### What the task requires
Repeat each entry as written, dropping any picture you find.

Front-end source files:
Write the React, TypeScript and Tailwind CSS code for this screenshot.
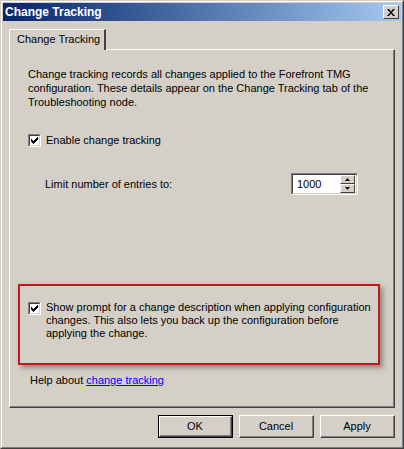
import React from "react";

const FONT = { fontFamily: '"Liberation Sans", Arial, sans-serif' };

// classic 7x7 check glyph, one 3px-tall column per x
const CHECK_COLS = [2, 3, 4, 3, 2, 1, 0];

function Check() {
  return (
    <div className="relative w-[13px] h-[13px] shrink-0 bg-white border-t border-l border-t-[#808080] border-l-[#808080] border-b border-r border-b-white border-r-white">
      <div className="absolute inset-0 border-t border-l border-t-[#404040] border-l-[#404040] border-b border-r border-b-[#d4d0c8] border-r-[#d4d0c8]">
        <svg viewBox="0 0 7 7" className="absolute left-[1px] top-[1px] w-[7px] h-[7px]" shapeRendering="crispEdges">
          {CHECK_COLS.map((y, x) => (
            <rect key={x} x={x} y={y} width={1} height={3} fill="#000" />
          ))}
        </svg>
      </div>
    </div>
  );
}

function Button({ label, primary }: { label: string; primary?: boolean }) {
  return (
    <div className={`w-[75px] h-[23px] ${primary ? "border border-black" : ""}`}>
      <div className="w-full h-full border-t border-l border-t-white border-l-white border-b border-r border-b-[#404040] border-r-[#404040]">
        <div className="w-full h-full border-b border-r border-b-[#808080] border-r-[#808080] flex items-center justify-center text-[11px] text-black">
          {label}
        </div>
      </div>
    </div>
  );
}

function SpinArrow({ up }: { up?: boolean }) {
  return (
    <div className="w-[15px] h-[9px] bg-[#d4d0c8] border-t border-l border-t-white border-l-white border-b border-r border-b-[#404040] border-r-[#404040] flex items-center justify-center">
      <svg viewBox="0 0 5 3" className="w-[5px] h-[3px]">
        {up ? <path d="M2.5 0 L5 3 L0 3 Z" fill="#000" /> : <path d="M0 0 L5 0 L2.5 3 Z" fill="#000" />}
      </svg>
    </div>
  );
}

export default function App() {
  return (
    <div className="w-[404px] h-[449px] bg-[#d4d0c8] text-[11px] text-black" style={FONT}>
      <div className="w-full h-full border-t border-l border-t-[#d4d0c8] border-l-[#d4d0c8] border-b border-r border-b-[#404040] border-r-[#404040]">
        <div className="w-full h-full border-t border-l border-t-white border-l-white border-b border-r border-b-[#808080] border-r-[#808080] p-px flex flex-col">
          {/* title bar */}
          <div className="h-[18px] flex items-center justify-between pl-[2px] pr-[2px] bg-gradient-to-r from-[#0a246a] to-[#a6caf0]">
            <span className="text-white font-bold text-[12px] leading-none">Change Tracking</span>
            <div className="w-[16px] h-[14px] bg-[#d4d0c8] border-t border-l border-t-white border-l-white border-b border-r border-b-[#404040] border-r-[#404040] flex items-center justify-center">
              <svg viewBox="0 0 8 7" className="w-[8px] h-[7px]">
                <path d="M0 0 L2 0 L4 2.5 L6 0 L8 0 L5 3.5 L8 7 L6 7 L4 4.5 L2 7 L0 7 L3 3.5 Z" fill="#000" />
              </svg>
            </div>
          </div>

          {/* body */}
          <div className="flex-1 flex flex-col px-[6px] pt-[8px]">
            {/* tab strip */}
            <div className="flex h-[20px]">
              <div className="relative z-10 w-[97px] h-[21px] bg-[#d4d0c8] border-t border-l border-t-white border-l-white rounded-tl-[2px] border-r-2 border-r-[#404040] flex items-center pl-[7px]">
                <span className="-mt-[1px]">Change Tracking</span>
              </div>
            </div>

            {/* tab panel */}
            <div className="h-[359px] border-t border-l border-t-white border-l-white border-b border-r border-b-[#404040] border-r-[#404040]">
              <div className="w-full h-full border-b border-r border-b-[#808080] border-r-[#808080] flex flex-col pl-[8px] pr-[12px]">
                <p className="mt-[17px] pl-[10px] leading-[14px] pr-[4px]">
                  Change tracking records all changes applied to the Forefront TMG configuration. These details appear on the Change Tracking tab of the Troubleshooting node.
                </p>

                <div className="mt-[24px] pl-[10px] flex items-center gap-[5px] h-[14px]">
                  <Check />
                  <span>Enable change tracking</span>
                </div>

                <div className="mt-[26px] pl-[27px] flex items-center justify-between h-[22px] pr-[23px]">
                  <span>Limit number of entries to:</span>
                  <div className="w-[67px] h-[22px] bg-white border-t border-l border-t-[#808080] border-l-[#808080] border-b border-r border-b-white border-r-white">
                    <div className="w-full h-full border-t border-l border-t-[#404040] border-l-[#404040] border-b border-r border-b-[#d4d0c8] border-r-[#d4d0c8] flex items-center justify-between pl-[4px] pr-px">
                      <span>1000</span>
                      <div className="flex flex-col">
                        <SpinArrow up />
                        <SpinArrow />
                      </div>
                    </div>
                  </div>
                </div>

                <div className="mt-[89px] w-[362px] h-[81px] border-2 border-[#c8161d] shadow-[3px_3px_5px_rgba(80,80,70,0.55)] pl-[8px] pt-[15px] flex gap-[5px]">
                  <div className="pt-[1px]">
                    <Check />
                  </div>
                  <p className="leading-[13px] w-[330px]">
                    Show prompt for a change description when applying configuration changes. This also lets you back up the configuration before applying the change.
                  </p>
                </div>

                <div className="mt-[8px] pl-[12px] leading-[14px]">
                  Help about <span className="text-[#0000ff] underline">change tracking</span>
                </div>
              </div>
            </div>

            {/* buttons */}
            <div className="mt-[7px] flex justify-end gap-[6px]">
              <Button label="OK" primary />
              <Button label="Cancel" />
              <Button label="Apply" />
            </div>
          </div>
        </div>
      </div>
    </div>
  );
}
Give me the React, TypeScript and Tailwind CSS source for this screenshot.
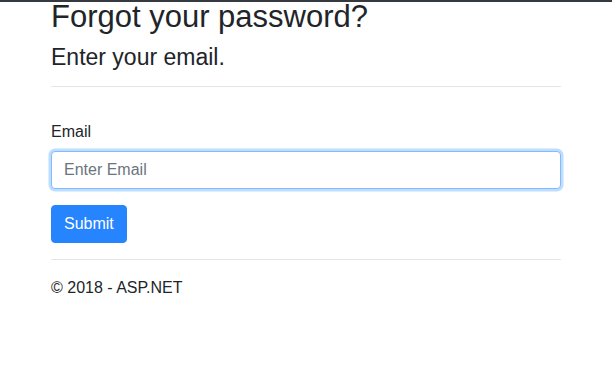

### Exercise solution
Write the React, TypeScript and Tailwind CSS code for this screenshot.
import React from "react";

const FONT = { fontFamily: '"Liberation Sans", Arial, sans-serif' };

// classic 7x7 check glyph, one 3px-tall column per x
const CHECK_COLS = [2, 3, 4, 3, 2, 1, 0];

function Check() {
  return (
    <div className="relative w-[13px] h-[13px] shrink-0 bg-white border-t border-l border-t-[#808080] border-l-[#808080] border-b border-r border-b-white border-r-white">
      <div className="absolute inset-0 border-t border-l border-t-[#404040] border-l-[#404040] border-b border-r border-b-[#d4d0c8] border-r-[#d4d0c8]">
        <svg viewBox="0 0 7 7" className="absolute left-[1px] top-[1px] w-[7px] h-[7px]" shapeRendering="crispEdges">
          {CHECK_COLS.map((y, x) => (
            <rect key={x} x={x} y={y} width={1} height={3} fill="#000" />
          ))}
        </svg>
      </div>
    </div>
  );
}

function Button({ label, primary }: { label: string; primary?: boolean }) {
  return (
    <div className={`w-[75px] h-[23px] ${primary ? "border border-black" : ""}`}>
      <div className="w-full h-full border-t border-l border-t-white border-l-white border-b border-r border-b-[#404040] border-r-[#404040]">
        <div className="w-full h-full border-b border-r border-b-[#808080] border-r-[#808080] flex items-center justify-center text-[11px] text-black">
          {label}
        </div>
      </div>
    </div>
  );
}

function SpinArrow({ up }: { up?: boolean }) {
  return (
    <div className="w-[15px] h-[9px] bg-[#d4d0c8] border-t border-l border-t-white border-l-white border-b border-r border-b-[#404040] border-r-[#404040] flex items-center justify-center">
      <svg viewBox="0 0 5 3" className="w-[5px] h-[3px]">
        {up ? <path d="M2.5 0 L5 3 L0 3 Z" fill="#000" /> : <path d="M0 0 L5 0 L2.5 3 Z" fill="#000" />}
      </svg>
    </div>
  );
}

export default function App() {
  return (
    <div className="w-[404px] h-[449px] bg-[#d4d0c8] text-[11px] text-black" style={FONT}>
      <div className="w-full h-full border-t border-l border-t-[#d4d0c8] border-l-[#d4d0c8] border-b border-r border-b-[#404040] border-r-[#404040]">
        <div className="w-full h-full border-t border-l border-t-white border-l-white border-b border-r border-b-[#808080] border-r-[#808080] p-px flex flex-col">
          {/* title bar */}
          <div className="h-[18px] flex items-center justify-between pl-[2px] pr-[2px] bg-gradient-to-r from-[#0a246a] to-[#a6caf0]">
            <span className="text-white font-bold text-[12px] leading-none">Change Tracking</span>
            <div className="w-[16px] h-[14px] bg-[#d4d0c8] border-t border-l border-t-white border-l-white border-b border-r border-b-[#404040] border-r-[#404040] flex items-center justify-center">
              <svg viewBox="0 0 8 7" className="w-[8px] h-[7px]">
                <path d="M0 0 L2 0 L4 2.5 L6 0 L8 0 L5 3.5 L8 7 L6 7 L4 4.5 L2 7 L0 7 L3 3.5 Z" fill="#000" />
              </svg>
            </div>
          </div>

          {/* body */}
          <div className="flex-1 flex flex-col px-[6px] pt-[8px]">
            {/* tab strip */}
            <div className="flex h-[20px]">
              <div className="relative z-10 w-[97px] h-[21px] bg-[#d4d0c8] border-t border-l border-t-white border-l-white rounded-tl-[2px] border-r-2 border-r-[#404040] flex items-center pl-[7px]">
                <span className="-mt-[1px]">Change Tracking</span>
              </div>
            </div>

            {/* tab panel */}
            <div className="h-[359px] border-t border-l border-t-white border-l-white border-b border-r border-b-[#404040] border-r-[#404040]">
              <div className="w-full h-full border-b border-r border-b-[#808080] border-r-[#808080] flex flex-col pl-[8px] pr-[12px]">
                <p className="mt-[17px] pl-[10px] leading-[14px] pr-[4px]">
                  Change tracking records all changes applied to the Forefront TMG configuration. These details appear on the Change Tracking tab of the Troubleshooting node.
                </p>

                <div className="mt-[24px] pl-[10px] flex items-center gap-[5px] h-[14px]">
                  <Check />
                  <span>Enable change tracking</span>
                </div>

                <div className="mt-[26px] pl-[27px] flex items-center justify-between h-[22px] pr-[23px]">
                  <span>Limit number of entries to:</span>
                  <div className="w-[67px] h-[22px] bg-white border-t border-l border-t-[#808080] border-l-[#808080] border-b border-r border-b-white border-r-white">
                    <div className="w-full h-full border-t border-l border-t-[#404040] border-l-[#404040] border-b border-r border-b-[#d4d0c8] border-r-[#d4d0c8] flex items-center justify-between pl-[4px] pr-px">
                      <span>1000</span>
                      <div className="flex flex-col">
                        <SpinArrow up />
                        <SpinArrow />
                      </div>
                    </div>
                  </div>
                </div>

                <div className="mt-[89px] w-[362px] h-[81px] border-2 border-[#c8161d] shadow-[3px_3px_5px_rgba(80,80,70,0.55)] pl-[8px] pt-[15px] flex gap-[5px]">
                  <div className="pt-[1px]">
                    <Check />
                  </div>
                  <p className="leading-[13px] w-[330px]">
                    Show prompt for a change description when applying configuration changes. This also lets you back up the configuration before applying the change.
                  </p>
                </div>

                <div className="mt-[8px] pl-[12px] leading-[14px]">
                  Help about <span className="text-[#0000ff] underline">change tracking</span>
                </div>
              </div>
            </div>

            {/* buttons */}
            <div className="mt-[7px] flex justify-end gap-[6px]">
              <Button label="OK" primary />
              <Button label="Cancel" />
              <Button label="Apply" />
            </div>
          </div>
        </div>
      </div>
    </div>
  );
}
Give me the React, TypeScript and Tailwind CSS source for this screenshot.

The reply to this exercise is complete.